The response will look like this:

                                                                    QUERY PLAN                                                                     
---------------------------------------------------------------------------------------------------------------------------------------------------
 Limit  (cost=1000.00..4009850.35 rows=1 width=453) (actual time=24985.309..24985.309 rows=0 loops=1)
   ->  Gather  (cost=1000.00..4009850.35 rows=1 width=453) (actual time=24985.308..24985.308 rows=0 loops=1)
         Workers Planned: 2
         Workers Launched: 2
         ->  Parallel Seq Scan on products_allproducts  (cost=0.00..4008850.25 rows=1 width=453) (actual time=24981.731..24981.731 rows=0 loops=3)
               Filter: (tsv_title @@ to_tsquery('apple & iphone & x & 256'::text))
               Rows Removed by Filter: 5759185
 Planning time: 0.178 ms
 Execution time: 25003.873 ms
(9 rows)
  1. Can anybody suggest to me, which indexing technique will be good in my scenario where user will search using complex values?
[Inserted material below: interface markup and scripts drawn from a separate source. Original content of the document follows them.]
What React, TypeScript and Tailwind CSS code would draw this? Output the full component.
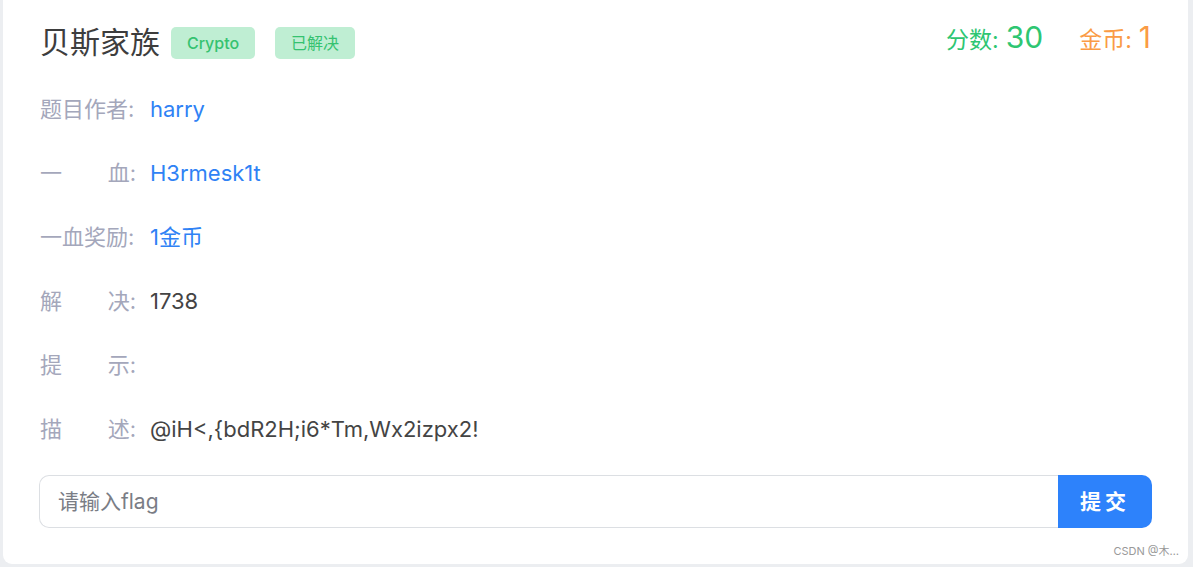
import React from "react";

const font = { fontFamily: 'Inter, "Noto Sans CJK SC", sans-serif' };

function Row({ label, value, valueClass }: { label: React.ReactNode; value?: string; valueClass?: string }) {
  return (
    <div className="flex h-[64px] items-center">
      <div className="flex w-[96px] justify-between text-[22px] text-[#a4a7bb]">{label}</div>
      <div className={`ml-[14px] text-[22px] ${valueClass ?? ""}`}>{value}</div>
    </div>
  );
}

export default function App() {
  return (
    <div className="h-[567px] w-[1193px] bg-[#eceef1] pl-[3px] pr-[5px] pb-[3px]" style={font}>
      <div className="relative flex h-full flex-col rounded-b-[9px] bg-white px-[36px] pt-[23px]">
        <div className="flex h-[40px] items-center">
          <div className="-mt-[3px] ml-[1px] text-[30px] leading-none text-[#3d3d3d]">贝斯家族</div>
          <span className="ml-[11px] flex h-[32px] w-[84px] items-center justify-center rounded-[5px] bg-[#bfeed3] text-[16px] font-medium text-[#35c270]">Crypto</span>
          <span className="ml-[20px] flex h-[32px] w-[80px] items-center justify-center rounded-[5px] bg-[#bfeed3] text-[16px] text-[#35c270]">已解决</span>
          <div className="-mt-[7px] ml-auto flex items-baseline pr-[1px]">
            <span className="text-[23px] text-[#2ec672]">分数:</span>
            <span className="ml-[7px] text-[30px] leading-none text-[#2ec672]">30</span>
            <span className="ml-[36px] text-[23px] text-[#fa9b45]">金币:</span>
            <span className="ml-[7px] text-[30px] leading-none text-[#fa9b45]">1</span>
          </div>
        </div>
        <div className="mt-[14px] flex flex-col pl-[1px]">
          <Row label={<span>题目作者:</span>} value="harry" valueClass="text-[#2f82f5]" />
          <Row label={<><span>一</span><span>血:</span></>} value="H3rmesk1t" valueClass="text-[#2f82f5]" />
          <Row label={<span>一血奖励:</span>} value="1金币" valueClass="text-[#2f82f5]" />
          <Row label={<><span>解</span><span>决:</span></>} value="1738" valueClass="text-[#444444]" />
          <Row label={<><span>提</span><span>示:</span></>} value="" />
          <Row label={<><span>描</span><span>述:</span></>} value="@iH<,{bdR2H;i6*Tm,Wx2izpx2!" valueClass="text-[#444444]" />
        </div>
        <div className="mt-[14px] flex h-[53px]">
          <div className="flex flex-1 items-center rounded-l-[10px] border border-[#dcdfe3] border-r-0 pl-[18px] text-[21px] text-[#7a7d85]">
            请输入flag
          </div>
          <div className="flex w-[94px] items-center justify-center rounded-r-[10px] bg-[#2d82fb] text-[21px] font-bold tracking-[4px] text-white">
            提交
          </div>
        </div>
        <div className="absolute bottom-[5px] right-[9px] text-[11px] text-[#999999]">CSDN @木…</div>
      </div>
    </div>
  );
}
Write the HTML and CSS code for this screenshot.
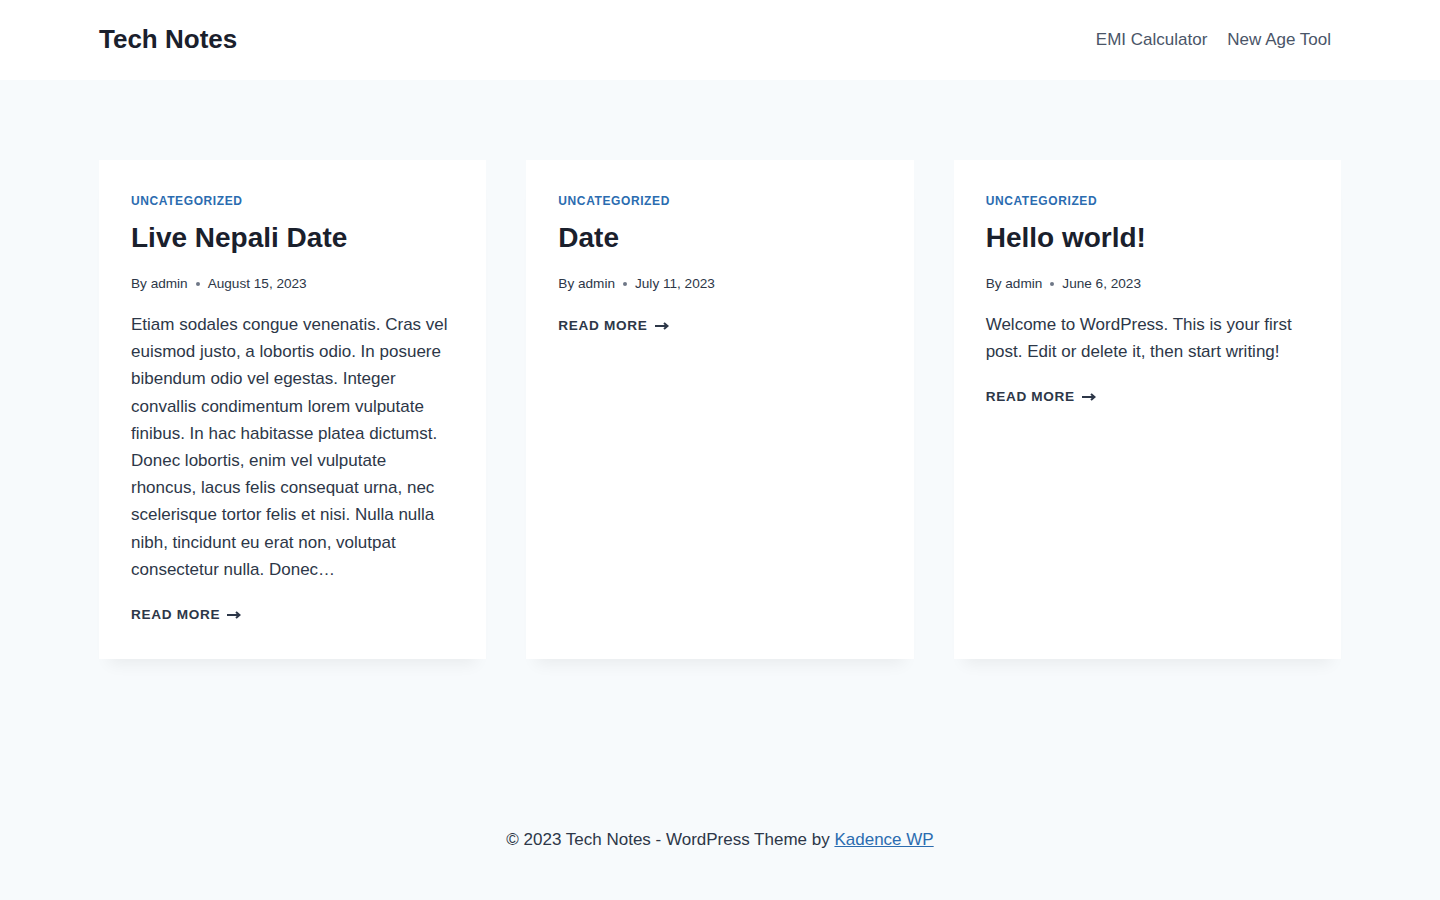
FILE: index.html
```html
<!DOCTYPE html>
<html lang="en">
<head>
<meta charset="utf-8">
<title>Tech Notes</title>
<link rel="stylesheet" href="styles.css">
</head>
<body>
<header class="site-header">
  <div class="header-inner">
    <a class="site-title" href="#">Tech Notes</a>
    <nav class="main-nav">
      <a href="#">EMI Calculator</a>
      <a href="#">New Age Tool</a>
    </nav>
  </div>
</header>
<main class="site-main">
  <div class="posts-grid">
    <article class="card">
      <div class="cat">Uncategorized</div>
      <h2 class="entry-title">Live Nepali Date</h2>
      <div class="meta"><span>By <a href="#">admin</a></span><span class="dot"></span><span>August 15, 2023</span></div>
      <p class="excerpt">Etiam sodales congue venenatis. Cras vel euismod justo, a lobortis odio. In posuere bibendum odio vel egestas. Integer convallis condimentum lorem vulputate finibus. In hac habitasse platea dictumst. Donec lobortis, enim vel vulputate rhoncus, lacus felis consequat urna, nec scelerisque tortor felis et nisi. Nulla nulla nibh, tincidunt eu erat non, volutpat consectetur nulla. Donec…</p>
      <a class="more" href="#">Read More <svg class="arrow" width="14" height="8" viewBox="0 0 14 8"><path d="M0 4h11M9 1l3.5 3L9 7" fill="none" stroke="currentColor" stroke-width="2"/></svg></a>
    </article>
    <article class="card">
      <div class="cat">Uncategorized</div>
      <h2 class="entry-title">Date</h2>
      <div class="meta"><span>By <a href="#">admin</a></span><span class="dot"></span><span>July 11, 2023</span></div>
      <a class="more" href="#">Read More <svg class="arrow" width="14" height="8" viewBox="0 0 14 8"><path d="M0 4h11M9 1l3.5 3L9 7" fill="none" stroke="currentColor" stroke-width="2"/></svg></a>
    </article>
    <article class="card">
      <div class="cat">Uncategorized</div>
      <h2 class="entry-title">Hello world!</h2>
      <div class="meta"><span>By <a href="#">admin</a></span><span class="dot"></span><span>June 6, 2023</span></div>
      <p class="excerpt">Welcome to WordPress. This is your first post. Edit or delete it, then start writing!</p>
      <a class="more" href="#">Read More <svg class="arrow" width="14" height="8" viewBox="0 0 14 8"><path d="M0 4h11M9 1l3.5 3L9 7" fill="none" stroke="currentColor" stroke-width="2"/></svg></a>
    </article>
  </div>
</main>
<footer class="site-footer">
  <p>© 2023 Tech Notes - WordPress Theme by <a href="#">Kadence WP</a></p>
</footer>
</body>
</html>
```
FILE: styles.css
```css
* { box-sizing: border-box; }
html, body { margin: 0; padding: 0; }
body {
  font-family: "Liberation Sans", Arial, sans-serif;
  font-size: 17px;
  line-height: 1.6;
  color: #2d3748;
  background: #f7fafc;
}
a { color: inherit; text-decoration: none; }

.site-header { background: #fff; }
.header-inner {
  max-width: 1290px;
  margin: 0 auto;
  padding: 0 24px;
  height: 80px;
  display: flex;
  align-items: center;
  justify-content: space-between;
}
.site-title {
  font-size: 26px;
  font-weight: 700;
  color: #1a202c;
  line-height: 1.2;
}
.main-nav { display: flex; }
.main-nav a {
  color: #4a5568;
  font-size: 17px;
  padding: 10px 10px;
}

.site-main {
  max-width: 1290px;
  margin: 0 auto;
  padding: 80px 24px;
}
.posts-grid {
  display: grid;
  grid-template-columns: repeat(3, 1fr);
  gap: 40px;
}
.card {
  background: #fff;
  padding: 32px 32px 33px;
  box-shadow: 0 15px 15px -10px rgba(0,0,0,0.06);
  display: flex;
  flex-direction: column;
  align-items: flex-start;
}
.cat {
  color: #2b6cb0;
  font-size: 12px;
  font-weight: 700;
  letter-spacing: 0.05em;
  text-transform: uppercase;
  line-height: 18px;
  margin-bottom: 7px;
}
.entry-title {
  margin: 0;
  font-size: 28px;
  line-height: 42px;
  font-weight: 700;
  color: #1a202c;
}
.meta {
  font-size: 13.6px;
  line-height: 22px;
  margin-top: 14px;
  display: flex;
  align-items: center;
  color: #2d3748;
}
.dot {
  width: 4px;
  height: 4px;
  border-radius: 50%;
  background: #4a5568;
  margin: 0 8px;
  opacity: 0.8;
}
.excerpt {
  margin: 16px 0 1px;
  font-size: 17px;
  line-height: 27.2px;
}
.more {
  margin-top: 20px;
  font-size: 13.6px;
  line-height: 22px;
  font-weight: 700;
  letter-spacing: 0.05em;
  text-transform: uppercase;
  color: #2d3748;
  display: inline-flex;
  align-items: center;
}
.arrow { margin-left: 7px; }

.site-footer {
  text-align: center;
  padding: 4px 0 48px;
}
.site-footer p {
  margin: 83px 0 0;
  font-size: 17px;
  line-height: 27px;
}
.site-footer a { color: #2b6cb0; text-decoration: underline; }
```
Here is one more question.

  1. When user searches for an item which does not exist, PostgreSQL keeps on searching and takes a long time to respond. Is there any faster way to return results if no data exists for this query?

Any help will be highly appreciated.

Best Answer

It looks like you have created a GiST index using pg_trgm on "SNR_Title". This is the wrong operator type on the wrong column. This index will support LIKE (and some other) queries on the "SNR_Title" column; it will not support the other queries you are trying to do.

You need to build the index like this:

create index on products_allproducts using GIST (tsv_title)

You could use GIN rather than GiST; the tsvector @@ ts_query has operators for both index methods.